The Federal Bureau of Prison employees were tasked with watching over the financier that night in the federal detention centre; prosecutors accused them of sleeping on the job and browsing the internet, then falsifying records that they monitored Epstein’s cell every 30 minutes.

Noel and Thomas pleaded not guilty to the charges against them.

After admitting to “willfully and knowingly completed materially false” records on the night Epstein killed himself, the guards entered a deferred prosecution agreement in May requiring that Noel and Thomas complete 100 hours of community service and cooperate with federal investigators probing Epstein’s death, according to a letter from federal prosecutors.

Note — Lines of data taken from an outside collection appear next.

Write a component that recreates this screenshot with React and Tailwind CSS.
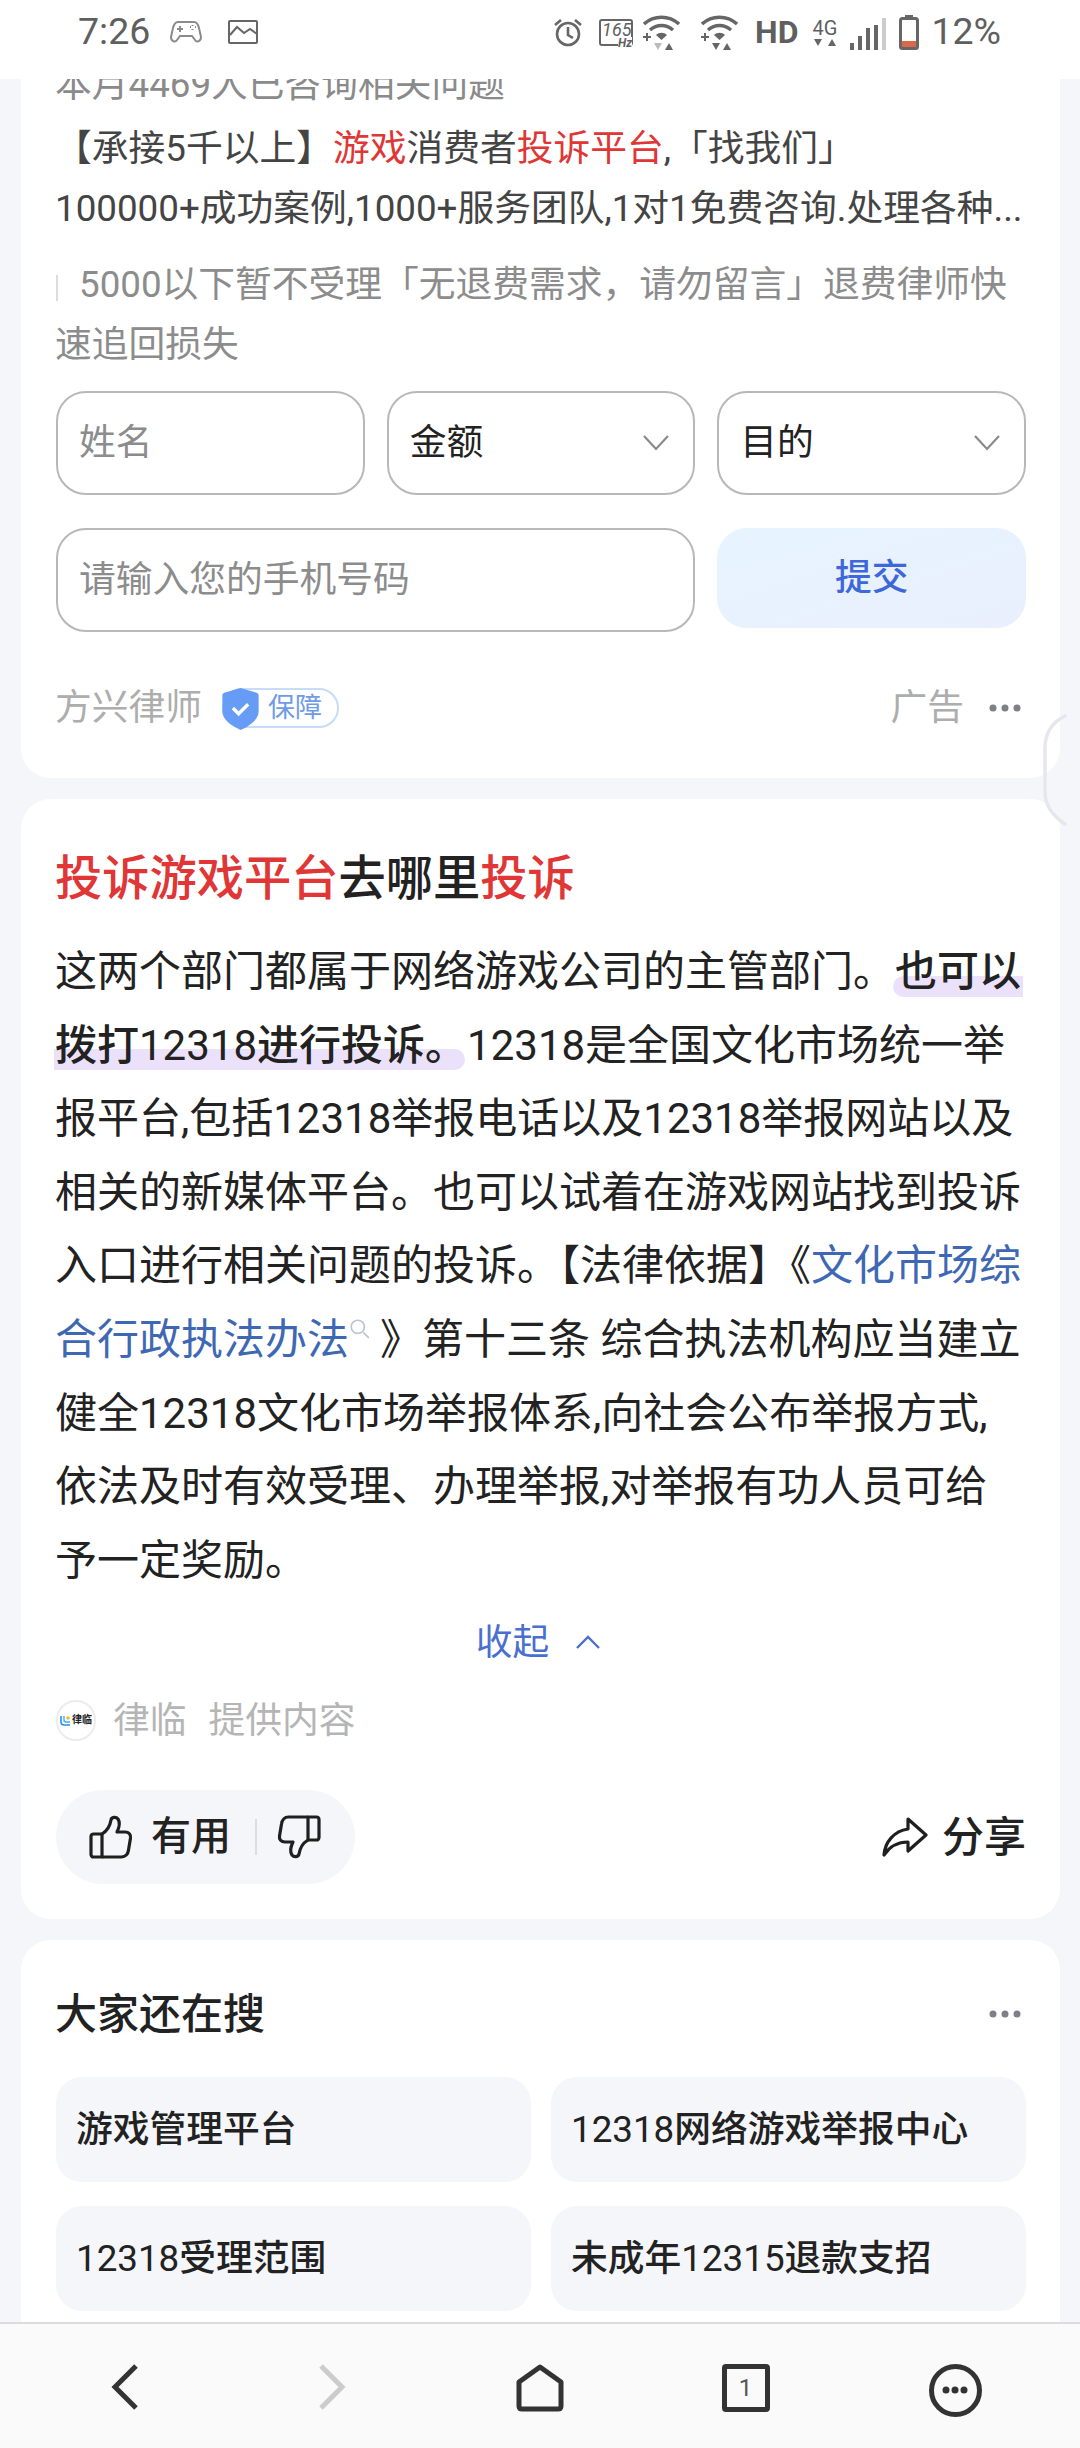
import React from 'react';

const FONT = "font-['Roboto','Noto_Sans_CJK_SC',sans-serif]";

const AlarmIcon = () => (
  <svg width="30" height="30" viewBox="0 0 30 30" fill="none" stroke="#666" strokeWidth="2.6">
    <circle cx="15" cy="17" r="11" />
    <path d="M15 10v8l5 3" />
    <path d="M2 8l6-5M28 8l-6-5" />
  </svg>
);

const WifiIcon = ({ down = '#666' }) => (
  <svg width="37" height="36" viewBox="0 0 37 36">
    <g fill="none" stroke="#666" strokeWidth="3.4">
      <path d="M1 10c10-9 25-9 35 0" />
      <path d="M7 16c7-6 16-6 23 0" />
    </g>
    <path d="M13 21c3-3 8-3 11 0l-5.500 5z" fill="#666" />
    <path d="M0 23h8M4 19v8" stroke="#666" strokeWidth="2" />
    <path d="M11 29h8l-4 7z" fill={down} />
    <path d="M22 36l4-7 4 7z" fill="#666" />
  </svg>
);

const SignalIcon = () => (
  <svg width="37" height="32" viewBox="0 0 37 32" fill="#666">
    <rect x="0" y="25" width="4" height="7" />
    <rect x="8" y="18" width="4" height="14" />
    <rect x="16" y="10" width="4" height="22" />
    <rect x="24" y="7" width="4" height="25" />
    <rect x="32" y="0" width="4" height="32" fill="#ccc" />
  </svg>
);

const BatteryIcon = () => (
  <svg width="20" height="35" viewBox="0 0 20 35">
    <path d="M6 0h8v3H6z" fill="#666" />
    <rect x="1.500" y="3.500" width="17" height="30" rx="2" fill="none" stroke="#666" strokeWidth="3" />
    <rect x="3" y="26" width="14" height="6" fill="#d9694a" />
  </svg>
);

const GameIcon = () => (
  <svg width="32" height="24" viewBox="0 0 32 24" fill="none" stroke="#8a8a8a" strokeWidth="2">
    <path d="M8 2h16c3 0 4 2 5 6l2 9c0 4-4 6-6 3l-3-4H10l-3 4c-2 3-6 1-6-3l2-9c1-4 2-6 5-6z" />
    <path d="M7 9h6M10 6v6M20 7h1M25 7h1M22.500 5v1M22.500 9v1" />
  </svg>
);

const PictureIcon = () => (
  <svg width="30" height="24" viewBox="0 0 30 24" fill="none" stroke="#666" strokeWidth="2">
    <rect x="1" y="1" width="28" height="22" rx="1" />
    <path d="M2 15l7-8 7 6 6-4 7 5" />
  </svg>
);

const ChevronDown = () => (
  <svg width="26" height="16" viewBox="0 0 26 16" fill="none" stroke="#8a8a8a" strokeWidth="2.2">
    <path d="M1 1l12 13L25 1" />
  </svg>
);

const Dots = ({ color = '#7f7f87' }) => (
  <svg width="32" height="8" viewBox="0 0 32 8" fill={color}>
    <circle cx="4" cy="4" r="3.500" />
    <circle cx="16" cy="4" r="3.500" />
    <circle cx="28" cy="4" r="3.500" />
  </svg>
);

const ThumbUp = ({ flip }) => (
  <svg width="44" height="44" viewBox="0 0 44 44" fill="none" stroke="#1f1f1f" strokeWidth="3.200" strokeLinejoin="round" className={flip ? 'rotate-180' : ''}>
    <path d="M4.500 19H13v23H4.500A2.500 2.500 0 0 1 2 39.500v-18A2.500 2.500 0 0 1 4.500 19z" />
    <path d="M13 19c5-3 8-8 9-14 .5-3 5-3.500 7-1 2 3 1.500 8-1 13h8c4 0 6 2.500 5.500 6l-2 12c-.5 4-3 7-7 7H13" />
  </svg>
);

const ShareIcon = () => (
  <svg width="46" height="40" viewBox="0 0 46 40" fill="none" stroke="#1f1f1f" strokeWidth="3.200" strokeLinejoin="round">
    <path d="M26 2l18 16-18 16v-9C15 25 8 29 2 38c1-13 10-24 24-26z" />
  </svg>
);

const ShieldBadge = () => (
  <div className="relative flex h-[40px] w-[117px] items-center justify-end rounded-full border-2 border-[#c7dcf8] pr-[15px]">
    <svg width="37" height="42" viewBox="0 0 38 44" className="absolute left-[-2px] top-[-2px]">
      <path d="M19 0l17 5c2 1 2 2 2 3v17c0 8-10 15-19 19C10 40 0 33 0 25V8c0-1 0-2 2-3z" fill="#669cf5" />
      <path d="M11 21l6 6 10-10" fill="none" stroke="#fff" strokeWidth="3.500" />
    </svg>
    <span className="text-[27px] leading-none text-[#6f9be6]">保障</span>
  </div>
);

const Digits = ({ children }) => <span className="font-normal">{children}</span>;

const searches = [
  [<>游戏管理平台</>, <><Digits>12318</Digits>网络游戏举报中心</>],
  [<><Digits>12318</Digits>受理范围</>, <>未成年<Digits>12315</Digits>退款支招</>],
];

export default function App() {
  return (
    <div className={`${FONT} relative flex h-[2448px] w-[1080px] flex-col overflow-hidden bg-[#f5f6fa]`}>
      {/* status bar */}
      <div className="z-10 flex h-[79px] shrink-0 items-center bg-white pb-[15px] pl-[78px] pr-[79px] text-[#5f5f5f]">
        <span className="text-[37.500px] leading-none">7:26</span>
        <div className="ml-[20px] flex items-center gap-[26px]">
          <GameIcon />
          <PictureIcon />
        </div>
        <div className="ml-auto flex items-center">
          <AlarmIcon />
          <div className="relative ml-[16px] h-[27px] w-[34px] rounded-[3px] border-2 border-[#666]">
            <span className="absolute left-[1px] top-[-1px] text-[18px] italic leading-[20px]">165</span>
            <span className="absolute right-[-1px] bottom-[-5px] bg-white text-[12px] font-bold italic leading-none">Hz</span>
          </div>
          <div className="ml-[10px]"><WifiIcon down="#bbb" /></div>
          <div className="ml-[21px]"><WifiIcon /></div>
          <span className="ml-[17px] text-[32px] font-bold leading-none">HD</span>
          <div className="ml-[14px] flex flex-col items-center">
            <span className="text-[20px] leading-[20px]">4G</span>
            <svg width="22" height="9" viewBox="0 0 22 9" fill="#666"><path d="M0 1h8l-4 7zM14 8l4-7 4 7z" /></svg>
          </div>
          <div className="ml-[13px] mt-[3px]"><SignalIcon /></div>
          <div className="ml-[12px]"><BatteryIcon /></div>
          <span className="ml-[12px] text-[37.500px] leading-none">12%</span>
        </div>
      </div>

      {/* page content */}
      <div className="flex min-h-0 flex-1 flex-col gap-[21px] overflow-hidden pl-[21px] pr-[20px]">
        <section className="relative mt-[-19px] shrink-0 rounded-b-[30px] bg-white pb-[48px] pl-[35px] pr-[34px]">
          <p className="-ml-[1px] whitespace-nowrap text-[36.750px] leading-[50px] text-[#8a8a8a]">本月4469人已咨询相关问题</p>
          <p className="-ml-[1px] mt-[9px] whitespace-nowrap text-[36.750px] leading-[60px] text-[#444]">
            【承接5千以上】<span className="text-[#e03636]">游戏</span>消费者<span className="text-[#e03636]">投诉平台</span>,「找我们」
          </p>
          <p className="-ml-[1px] whitespace-nowrap text-[36.750px] leading-[60px] text-[#444]">100000+成功案例,1000+服务团队,1对1免费咨询.处理各种...</p>
          <p className="mt-[16px] whitespace-nowrap text-[36.750px] leading-[60px] text-[#8c8c8c]">
            <span className="mr-[21px] inline-block h-[26px] w-[2px] bg-[#ddd] align-[-4px]" />5000以下暂不受理「无退费需求，请勿留言」退费律师快
          </p>
          <p className="-ml-[1px] text-[36.750px] leading-[60px] text-[#8c8c8c]">速追回损失</p>

          <div className="mt-[16px] grid grid-cols-3 gap-x-[22px]">
            <div className="flex h-[104px] items-center rounded-[30px] border-2 border-[#b8b8b8] px-[21px] text-[36.750px] text-[#8c8c8c]">姓名</div>
            <div className="flex h-[104px] items-center justify-between rounded-[30px] border-2 border-[#b8b8b8] pl-[21px] pr-[24px] text-[36.750px] text-[#222]">
              金额
              <ChevronDown />
            </div>
            <div className="flex h-[104px] items-center justify-between rounded-[30px] border-2 border-[#b8b8b8] pl-[21px] pr-[24px] text-[36.750px] text-[#222]">
              目的
              <ChevronDown />
            </div>
          </div>
          <div className="mt-[33px] grid grid-cols-3 gap-x-[22px]">
            <div className="col-span-2 flex h-[104px] items-center rounded-[30px] border-2 border-[#b8b8b8] px-[21px] text-[36.750px] text-[#8c8c8c]">请输入您的手机号码</div>
            <div className="flex h-[100px] items-center justify-center rounded-[30px] bg-gradient-to-br from-[#e7f4ff] to-[#e9effd] text-[36.750px] font-medium text-[#3e67dc]">提交</div>
          </div>

          <div className="mt-[54px] flex h-[44px] items-center text-[36.750px] text-[#adadad]">
            <span className="-ml-[1px]">方兴律师</span>
            <div className="ml-[20px]"><ShieldBadge /></div>
            <span className="ml-auto">广告</span>
            <div className="ml-[25px] mr-[5px]"><Dots /></div>
          </div>
        </section>

        <section className="shrink-0 rounded-[30px] bg-white pb-[35px] pl-[35px] pr-[34px] pt-[46px]">
          <h2 className="-ml-[1px] whitespace-nowrap text-[47.250px] font-medium leading-[68px] text-[#222]">
            <span className="text-[#e03636]">投诉游戏平台</span>去哪里<span className="text-[#e03636]">投诉</span>
          </h2>
          <div className="-ml-[1px] mt-[22px] whitespace-nowrap text-[42px] leading-[73.600px] text-[#222]">
            <div>
              这两个部门都属于网络游戏公司的主管部门。
              <span className="relative inline-block font-medium">
                <span className="absolute bottom-[12px] left-[-2px] right-[-2px] h-[21px] rounded-l-[14px] bg-[#ebe1fb]" />
                <span className="relative">也可以</span>
              </span>
            </div>
            <div>
              <span className="relative inline-block font-medium">
                <span className="absolute bottom-[12px] left-[-1px] right-[2px] h-[21px] rounded-r-[14px] bg-[#ebe1fb]" />
                <span className="relative">拨打<Digits>12318</Digits>进行投诉。</span>
              </span>
              12318是全国文化市场统一举
            </div>
            <div>报平台,包括12318举报电话以及12318举报网站以及</div>
            <div>相关的新媒体平台。也可以试着在游戏网站找到投诉</div>
            <div>入口进行相关问题的投诉。【法律依据】《<span className="text-[#3f68b4]">文化市场综</span></div>
            <div><span className="text-[#3f68b4]">合行政执法办法</span><svg width="22" height="22" viewBox="0 0 20 20" fill="none" stroke="#b9c4d6" strokeWidth="1.500" className="mr-[9px] inline align-[14px]"><circle cx="8" cy="8" r="6" /><path d="M13 13l5 5" /></svg>》第十三条 综合执法机构应当建立</div>
            <div>健全12318文化市场举报体系,向社会公布举报方式,</div>
            <div>依法及时有效受理、办理举报,对举报有功人员可给</div>
            <div>予一定奖励。</div>
          </div>

          <div className="mt-[20px] flex h-[50px] items-center justify-center pr-[6px] text-[36.750px] text-[#4a6fd0]">
            <span>收起</span>
            <svg width="24" height="14" viewBox="0 0 24 14" fill="none" stroke="#4a6fd0" strokeWidth="2.400" className="ml-[27px]"><path d="M1 13L12 2l11 11" /></svg>
          </div>

          <div className="mt-[32px] flex h-[42px] items-center text-[36.750px] text-[#b5b5b5]">
            <div className="flex h-[41px] w-[40px] items-center justify-center gap-[1px] rounded-full border-2 border-[#ececec]">
              <svg width="11" height="11" viewBox="0 0 11 11" fill="none" className="shrink-0">
                <path d="M1 1v6c0 2 1 3 3 3h6" stroke="#2f8ee8" strokeWidth="1.600" />
                <path d="M4 1v4c0 1 .5 2 2 2h4" stroke="#35b5e8" strokeWidth="1.400" />
                <circle cx="8" cy="3" r="1.800" fill="#f2b632" />
              </svg>
              <span className="whitespace-nowrap text-[10px] font-bold leading-none text-[#222]">律临</span>
            </div>
            <span className="ml-[17px]">律临</span>
            <span className="ml-[22px]">提供内容</span>
          </div>

          <div className="mt-[49px] flex items-center justify-between">
            <div className="flex h-[94px] w-[299px] items-center rounded-full bg-[#f5f6fa] pl-[33px]">
              <ThumbUp />
              <span className="ml-[18px] text-[40px] font-medium text-[#222]">有用</span>
              <span className="ml-[24px] h-[36px] w-[2px] bg-[#ddd]" />
              <div className="ml-[20px]"><ThumbUp flip /></div>
            </div>
            <div className="flex items-center">
              <ShareIcon />
              <span className="ml-[14px] text-[42px] font-medium text-[#222]">分享</span>
            </div>
          </div>
        </section>

        <section className="flex-1 rounded-t-[30px] bg-white pl-[35px] pr-[34px] pt-[47px]">
          <div className="flex h-[54px] items-center justify-between">
            <h3 className="-ml-[1px] text-[42px] font-medium text-[#222]">大家还在搜</h3>
            <div className="mr-[5px]"><Dots /></div>
          </div>
          <div className="mt-[36px] flex flex-col gap-[24px]">
            {searches.map((row, i) => (
              <div key={i} className="grid grid-cols-2 gap-x-[20px]">
                {row.map((t, j) => (
                  <div key={j} className="flex h-[105px] items-center whitespace-nowrap rounded-[26px] bg-[#f5f6fa] px-[20px] text-[36.750px] font-medium text-[#222]">{t}</div>
                ))}
              </div>
            ))}
          </div>
        </section>
      </div>

      {/* edge handle sitting over the cards */}
      <svg width="24" height="112" viewBox="0 0 24 112" fill="none" stroke="#e6e7ee" strokeWidth="3.500" strokeLinecap="round" className="absolute left-[1043px] top-[714px]">
        <path d="M22 2C10 8 2 18 2 34v44c0 14 8 24 20 32" />
      </svg>

      {/* bottom nav */}
      <nav className="z-10 flex h-[126px] shrink-0 items-center border-t-2 border-[#dcdcdc] bg-[#fafafa] pt-[8px]">
        <div className="grid w-full grid-cols-5 px-[21px]">
          <div className="flex justify-center">
            <svg width="28" height="46" viewBox="0 0 28 46" fill="none" stroke="#333" strokeWidth="5"><path d="M25 2L4 23l21 21" /></svg>
          </div>
          <div className="flex justify-center">
            <svg width="28" height="46" viewBox="0 0 28 46" fill="none" stroke="#ccc" strokeWidth="5"><path d="M3 2l21 21L3 44" /></svg>
          </div>
          <div className="flex justify-center">
            <svg width="48" height="48" viewBox="0 0 48 48" fill="none" stroke="#333" strokeWidth="5" strokeLinejoin="round"><path d="M24 3L3 18v24c0 2 1 3 3 3h36c2 0 3-1 3-3V18z" /></svg>
          </div>
          <div className="flex justify-center">
            <div className="flex h-[48px] w-[48px] -translate-x-[2px] items-center justify-center rounded-[4px] border-[5px] border-[#333] text-[24px] leading-none text-[#555]">1</div>
          </div>
          <div className="flex justify-center">
            <div className="flex h-[53px] w-[53px] items-center justify-center rounded-full border-[5px] border-[#333]">
              <svg width="26" height="8" viewBox="0 0 26 8" fill="#333"><circle cx="4" cy="4" r="3.500" /><circle cx="13" cy="4" r="3.500" /><circle cx="22" cy="4" r="3.500" /></svg>
            </div>
          </div>
        </div>
      </nav>
    </div>
  );
}
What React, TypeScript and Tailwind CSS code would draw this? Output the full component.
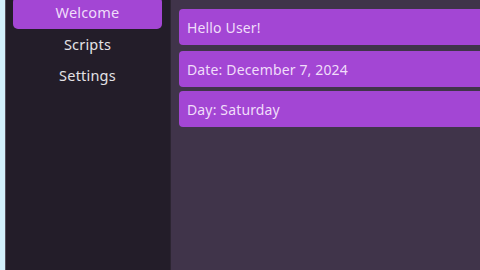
export default function App() {
  const font = { fontFamily: '"Noto Sans", "Open Sans", sans-serif' };
  return (
    <div className="flex h-screen w-full overflow-hidden bg-[#40344a]" style={font}>
      {/* window edge */}
      <div className="w-[5px] shrink-0 bg-[#d2f1fc]" />
      <div className="w-px shrink-0 bg-[#55505c]" />

      {/* sidebar */}
      <aside className="flex w-[165px] shrink-0 flex-col border-r border-[#2c2532] bg-[#231d29] px-[7px] pr-[8px] text-[14.5px] tracking-[0.2px]">
        <div className="-mt-[3px] flex h-[32px] items-center justify-center rounded-[5px] bg-[#a346d4] text-[#f0ddfa]">
          Welcome
        </div>
        <div className="flex h-[31px] items-center justify-center text-[#e4e2e6]">Scripts</div>
        <div className="flex h-[31px] items-center justify-center text-[#e4e2e6]">Settings</div>
      </aside>

      {/* main */}
      <main className="flex min-w-0 flex-1 flex-col overflow-hidden pl-2 pt-[9px] text-[14px] tracking-[0.15px] text-[#f0ddfa]">
        <div className="-mr-2 flex h-[36px] items-center rounded-[4px] bg-[#a346d4] pl-2">Hello User!</div>
        <div className="-mr-2 mt-[6px] flex h-[36px] items-center rounded-[4px] bg-[#a346d4] pl-2">
          Date: December 7, 2024
        </div>
        <div className="-mr-2 mt-[4px] flex h-[36px] items-center rounded-[4px] bg-[#a346d4] pl-2">Day: Saturday</div>
      </main>
    </div>
  );
}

In the filing made public on Thursday, US Attorneys for the Southern District of New York said the pair have complied with the terms of the agreement and that the period of deferral expired on 20 November.

“Securing a resolution that eliminates both imprisonment and a criminal conviction is the favorable outcome that Ms Noel prayed for since her arrest,” attorney Jason Foy said in a statement obtained by Law & Crime.

In August, the government announced plans to close the Metropolitan Correctional Center “at least temporarily” following security and infrastructure issues that have plagued the facility.

An investigation from the inspector general’s office at the US Department of Justice following Epstein’s death is not complete, though an interim report pointed to ongoing “inadequacies” within the security camera systems at the Bureau’s facilities.